*Data section:*
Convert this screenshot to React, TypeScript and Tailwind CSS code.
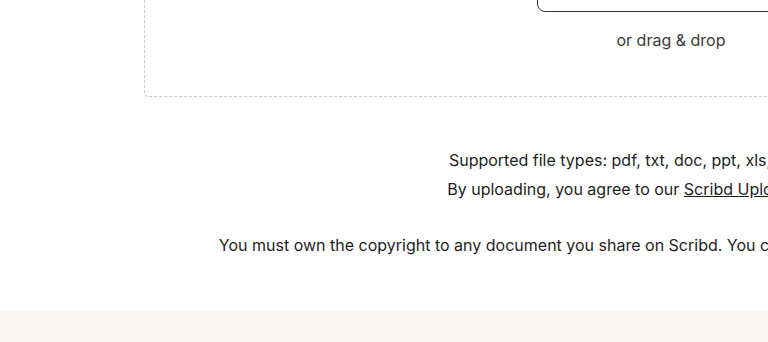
import React from "react";

export default function App() {
  return (
    <div
      className="w-[768px] h-[342px] overflow-hidden bg-white flex flex-col"
      style={{ fontFamily: "Inter, 'Liberation Sans', sans-serif" }}
    >
      <div className="w-[1342px] flex flex-col items-center text-[16px] text-[#1e1e1e]">
        <div className="-mt-[60px] w-[1054px] h-[157px] border border-dashed border-[#c9c9c9] rounded-[4px] flex flex-col items-center pt-[23px]">
          <div className="w-[268px] h-[48px] border border-[#333] rounded-[8px]" />
          <div className="mt-[16px] leading-[24px] text-[#3a3a3a]">or drag &amp; drop</div>
        </div>
        <div className="mt-[49px] flex flex-col items-center leading-[29px]">
          <p>Supported file types: pdf, txt, doc, ppt, xls, docx, and more</p>
          <p>
            By uploading, you agree to our <span className="underline">Scribd Uploader Agreement</span>
          </p>
        </div>
        <p className="mt-[27px] leading-[29px]">
          You must own the copyright to any document you share on Scribd. You can read more about this in our Copyright FAQs.
        </p>
      </div>
      <div className="mt-auto h-[32px] bg-[#f8f7f3]" />
    </div>
  );
}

*Task details:*
Leaving out the pictures, repeat the data above exactly.

*Answer to this exercise:*
Convert this screenshot to React, TypeScript and Tailwind CSS code.
import React from "react";

export default function App() {
  return (
    <div
      className="w-[768px] h-[342px] overflow-hidden bg-white flex flex-col"
      style={{ fontFamily: "Inter, 'Liberation Sans', sans-serif" }}
    >
      <div className="w-[1342px] flex flex-col items-center text-[16px] text-[#1e1e1e]">
        <div className="-mt-[60px] w-[1054px] h-[157px] border border-dashed border-[#c9c9c9] rounded-[4px] flex flex-col items-center pt-[23px]">
          <div className="w-[268px] h-[48px] border border-[#333] rounded-[8px]" />
          <div className="mt-[16px] leading-[24px] text-[#3a3a3a]">or drag &amp; drop</div>
        </div>
        <div className="mt-[49px] flex flex-col items-center leading-[29px]">
          <p>Supported file types: pdf, txt, doc, ppt, xls, docx, and more</p>
          <p>
            By uploading, you agree to our <span className="underline">Scribd Uploader Agreement</span>
          </p>
        </div>
        <p className="mt-[27px] leading-[29px]">
          You must own the copyright to any document you share on Scribd. You can read more about this in our Copyright FAQs.
        </p>
      </div>
      <div className="mt-auto h-[32px] bg-[#f8f7f3]" />
    </div>
  );
}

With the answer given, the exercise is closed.